Electrical and Mechanical Services Department

Department overview
- Formed: 1948; 78 years ago (as Electrical and Mechanical Office) 1982; 44 years ago (as Electrical and Mechanical Services Department)
- Preceding agencies: Electrical Office ; Mechanical Office ; Transport Office ;
- Jurisdiction: Hong Kong
- Headquarters: 3 Kai Shing Street, Kowloon Bay, Kowloon, Hong Kong 22°19′35″N 114°12′14″E﻿ / ﻿22.326387°N 114.203949°E
- Employees: 5,566 (March 2019)
- Annual budget: HK$1,518.4m (2020-2021)
- Minister responsible: Michael Wong Wai-lun, Secretary for Development;
- Deputy Minister responsible: Liu Chun-san, Under Secretary for Development;
- Department executive: Eric Pang Yiu-hung, Director of Electrical and Mechanical Services;
- Parent department: Development Bureau
- Website: www.emsd.gov.hk

= Electrical and Mechanical Services Department =

Hong Kong government department

The Electrical and Mechanical Services Department (EMSD; 機電工程署) is a Hong Kong government department responsible for inspection and enforcement of operation and safety of many electricity and gas installations; railways and trams; lifts and escalators; amusement rides; working platforms on building sites, and many other diverse areas. The department has two main branches: Regulatory Services and Trading Services. The department falls under the purview of the Development Bureau. The incumbent Director of Electrical and Mechanical Services is Pang Yiu-hung. The two deputy directors are H. C. Lai and T. H. Tai.

==Regulatory Services==
- Railways Branch: In February 2008, the department absorbed and expanded the small Hong Kong Railway Inspectorate (HKRI) from the Transport and Housing Bureau (THB), renaming it the Railways Branch. The Railways Branch has regulatory responsibility for the railway lines operated by the MTR Corporation and the automated people mover operated by the Airport Authority in the terminal building of the Hong Kong International Airport, as well as (since the move from THB) Hong Kong Tramways and the Peak Tram. The former HKRI had been responsible for the railway lines operated by the then Kowloon–Canton Railway Corporation. Its main functions are investigation of railway incidents, oversight of railway safety, assessment and approval of new railways and major modifications, and assessment and follow-up of improvement measures by railway operators.
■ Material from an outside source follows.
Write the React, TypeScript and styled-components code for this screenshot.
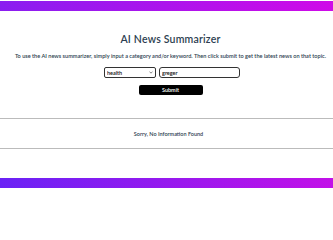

The unit consists of 14 professional and support staff.
- Electricity and Energy Efficiency Branch
- Gas & General Legislation Branch

==Trading Services==
There are three branches under the Trading Services and each branch is led by an assistant director.
- Engineering Services Branch 1
- Engineering Branch 2
  - General Engineering Services Division
  - Municipal Sector Division
  - Health Sector Division
- Corporate Support and Business Development Branch

== Innovation and Development ==
In 2018, EMSD up an Interactive Learning Center in 4/F, EMSD HQ. The learning center has introduced the latest VR (Virtual reality) Learning systems for Electrical and Mechanical industry including the first LED Immersive CAVE in Hong Kong by combining the technologies of immersive VR and BIM (Building information modeling) and the VR training system for Kai Tak Cruise Terminal Passenger Boarding Bridges.